The size of Ur

How big is the kingdom of Ur? To compute the number of ROGOUR positions we start with a smaller configuration, one whose size is relatively easy to figure out. Let \(C_{g,r,m}\) be the number of configurations with \(g\) green and \(r\) red pieces on the board, with \(m\) green pieces in the common strip (squares 1-8). The \(g-m\) pieces on abcdyz can be placed in \(\binom{6}{g-m}\) ways, the \(m\) pieces on 1-8 in \(\binom{8}{m}\) ways, and the \(r\) pieces in \(\binom{14-m}{r}\), since \(m\) squares are occupied by green pieces.

\[C_{g,r,m} = \binom{6}{g-m} \binom{8}{m} \binom{14-m}{r}.\]

Summing over \(m\) would give us \(C_{g,r}\), the number of configurations with \(g\) green and \(r\) red pieces on the board:

\[C_{g,r} = \sum_{m=0}^g C_{g,r,m}.\]

The remaining \(7-g\) green pieces can be distributed between the home (waiting to start the race) and off (born out of the board) in \(1+7-g\) ways, and so the total number of positions with \(g\)/\(r\) Green/Red pieces on the board is

\[N_{g,r} = (8-g) C_{g,r} (8-r).\]

And the total number of Ur positions is:

\[N_{ur} = \sum_{g=0}^7 \sum_{r=0}^7 N_{g,r},\]

which comes up to, Ta-Dam, 137,913,936 positions.

Not a small number, but tiny in the world of games. Chess has somewhere around \(10^{50}\) positions, Backgammon \(10^{19}\) (18,528,584,051,601,162,496 to be precise). 138 million is definitely within reach, and one of the reasons I got excited. Even more exciting is this breakdown by number of green/red pieces borne off.

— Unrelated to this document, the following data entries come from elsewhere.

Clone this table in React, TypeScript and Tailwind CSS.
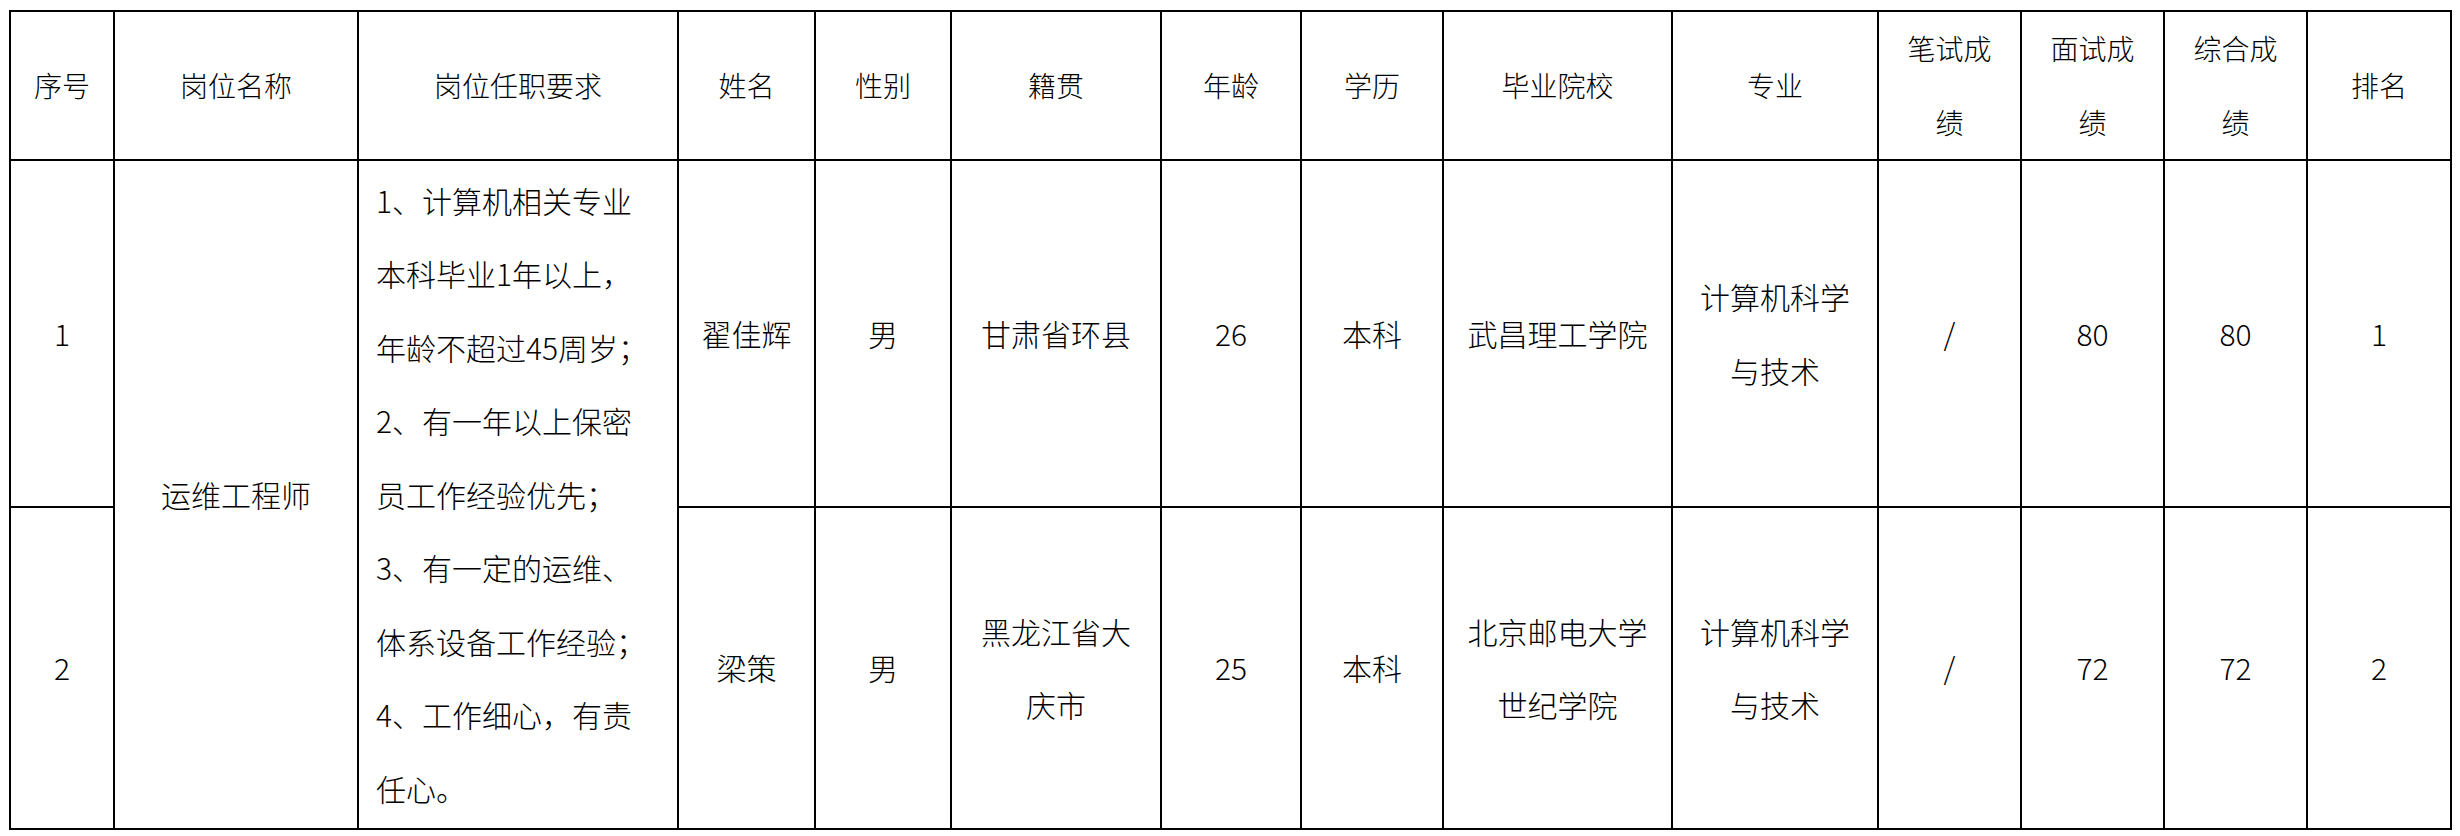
const colWidths = [104, 244, 320, 137, 136, 210, 140, 142, 229, 206, 143, 143, 143, 144];

const headers = [
  ["序号"],
  ["岗位名称"],
  ["岗位任职要求"],
  ["姓名"],
  ["性别"],
  ["籍贯"],
  ["年龄"],
  ["学历"],
  ["毕业院校"],
  ["专业"],
  ["笔试成", "绩"],
  ["面试成", "绩"],
  ["综合成", "绩"],
  ["排名"],
];

const requirements = [
  "1、计算机相关专业",
  "本科毕业1年以上，",
  "年龄不超过45周岁；",
  "2、有一年以上保密",
  "员工作经验优先；",
  "3、有一定的运维、",
  "体系设备工作经验；",
  "4、工作细心，有责",
  "任心。",
];

type Row = {
  no: string;
  name: string;
  gender: string;
  origin: string[];
  age: string;
  degree: string;
  school: string[];
  major: string[];
  written: string;
  interview: string;
  total: string;
  rank: string;
};

const rows: Row[] = [
  {
    no: "1",
    name: "翟佳辉",
    gender: "男",
    origin: ["甘肃省环县"],
    age: "26",
    degree: "本科",
    school: ["武昌理工学院"],
    major: ["计算机科学", "与技术"],
    written: "/",
    interview: "80",
    total: "80",
    rank: "1",
  },
  {
    no: "2",
    name: "梁策",
    gender: "男",
    origin: ["黑龙江省大", "庆市"],
    age: "25",
    degree: "本科",
    school: ["北京邮电大学", "世纪学院"],
    major: ["计算机科学", "与技术"],
    written: "/",
    interview: "72",
    total: "72",
    rank: "2",
  },
];

function Lines({ lines }: { lines: string[] }) {
  return (
    <>
      {lines.map((l, i) => (
        <div key={i}>{l}</div>
      ))}
    </>
  );
}

const cell = "border-r-2 border-b-2 border-black p-0 text-center align-middle";

function Cell({ lines, rowSpan }: { lines: string[]; rowSpan?: number }) {
  return (
    <td rowSpan={rowSpan} className={cell}>
      <Lines lines={lines} />
    </td>
  );
}

export default function App() {
  return (
    <div className="min-h-screen bg-white pl-[9px] pt-[10px] font-['Noto_Sans_CJK_SC',sans-serif] font-light text-black">
      <table className="w-[2443px] table-fixed border-separate border-spacing-0 border-l-2 border-t-2 border-black leading-[73.5px]">
        <colgroup>
          {colWidths.map((w, i) => (
            <col key={i} style={{ width: w }} />
          ))}
        </colgroup>
        <thead>
          <tr className="h-[147px] text-[28px]">
            {headers.map((h, i) => (
              <th key={i} className={`${cell} font-light`}>
                <Lines lines={h} />
              </th>
            ))}
          </tr>
        </thead>
        <tbody className="text-[30px]">
          {rows.map((r, idx) => (
            <tr key={r.no} className={idx === 0 ? "h-[347px]" : "h-[322px]"}>
              <Cell lines={[r.no]} />
              {idx === 0 && (
                <>
                  <Cell lines={["运维工程师"]} rowSpan={2} />
                  <td rowSpan={2} className="border-r-2 border-b-2 border-black p-0 pl-[17px] text-left align-middle">
                    <Lines lines={requirements} />
                  </td>
                </>
              )}
              <Cell lines={[r.name]} />
              <Cell lines={[r.gender]} />
              <Cell lines={r.origin} />
              <Cell lines={[r.age]} />
              <Cell lines={[r.degree]} />
              <Cell lines={r.school} />
              <Cell lines={r.major} />
              <Cell lines={[r.written]} />
              <Cell lines={[r.interview]} />
              <Cell lines={[r.total]} />
              <Cell lines={[r.rank]} />
            </tr>
          ))}
        </tbody>
      </table>
    </div>
  );
}
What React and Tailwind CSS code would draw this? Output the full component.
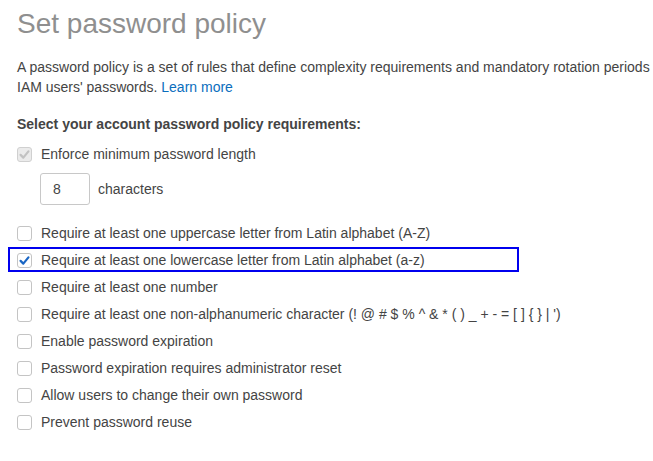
import React from "react";

const Check = ({ color }) => (
  <svg viewBox="0 0 14 14" className="w-[11px] h-[11px]">
    <path d="M2 7.5 L5.5 11 L12 3" fill="none" stroke={color} strokeWidth="2.8" strokeLinecap="round" strokeLinejoin="round" />
  </svg>
);

const Box = ({ checked, disabled }) => (
  <span
    className={
      "w-[15px] h-[15px] rounded-[3px] border flex items-center justify-center shrink-0 " +
      (disabled ? "bg-[#ebebeb] border-[#d0d0d0]" : "bg-white border-[#c4c4c4]")
    }
  >
    {checked && <Check color={disabled ? "#c2c2c2" : "#1a66c4"} />}
  </span>
);

const Row = ({ label, checked, highlight }) => (
  <div className="relative flex items-center gap-[9px] h-[27px]">
    <Box checked={checked} />
    <span>{label}</span>
    {highlight && (
      <span className="absolute left-[-9px] top-[0px] w-[511px] h-[25px] border-2 border-[#0000ee]" />
    )}
  </div>
);

export default function App() {
  const rows = [
    { label: "Require at least one uppercase letter from Latin alphabet (A-Z)" },
    { label: "Require at least one lowercase letter from Latin alphabet (a-z)", checked: true, highlight: true },
    { label: "Require at least one number" },
    { label: "Require at least one non-alphanumeric character (! @ # $ % ^ & * ( ) _ + - = [ ] { } | ')" },
    { label: "Enable password expiration" },
    { label: "Password expiration requires administrator reset" },
    { label: "Allow users to change their own password" },
    { label: "Prevent password reuse" },
  ];

  return (
    <div className="w-[653px] h-[461px] overflow-hidden bg-white pl-[17px] pt-[4px] text-[14px] text-[#444444] font-['Liberation_Sans',Arial,sans-serif]">
      <h1 className="text-[28px] leading-[40px] text-[#8f8f8f] font-normal">Set password policy</h1>
      <p className="mt-[13px] leading-[20px] whitespace-nowrap">
        A password policy is a set of rules that define complexity requirements and mandatory rotation periods
        <br />
        IAM users' passwords. <span className="text-[#0a6ebd]">Learn more</span>
      </p>
      <div className="mt-[17px] font-bold leading-[20px]">Select your account password policy requirements:</div>
      <div className="mt-[10px] flex items-center gap-[9px] h-[20px]">
        <Box checked disabled />
        <span>Enforce minimum password length</span>
      </div>
      <div className="mt-[9px] ml-[23px] flex items-center gap-[8px]">
        <div className="w-[50px] h-[32px] border border-[#c8c8c8] rounded-[3px] flex items-center pl-[12px]">8</div>
        <span>characters</span>
      </div>
      <div className="mt-[15px]">
        {rows.map((r) => (
          <Row key={r.label} {...r} />
        ))}
      </div>
    </div>
  );
}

Ur positions by Green/Red borne-off pieces
g/r 0 1 2 3 4 5
0 \(10^{7.3}\)
1 \(10^{7.5}\) \(10^{7.2}\)
2 \(10^{7.3}\) \(10^{7.2}\) \(10^{6.7}\)
3 \(10^{7.0}\) \(10^{6.9}\) \(10^{6.7}\) \(10^{6.1}\)
4 \(10^{6.6}\) \(10^{6.5}\) \(10^{6.3}\) \(10^{5.9}\) \(10^{5.2}\)
5 \(10^{6.1}\) \(10^{5.9}\) \(10^{5.7}\) \(10^{5.4}\) \(10^{4.9}\) \(10^{4.0}\)

Since a borne-off piece never returns to the board it is possible to analyze the game in stages. First all 6/6 positions, i.e. a single green piece vs. a single red piece, then 6/5 (2 green vs. one red), which always lead either to a 6/6 position or to the game end, then 5/5 and so on. This is quite nice when you don’t have a Google farm at your disposal.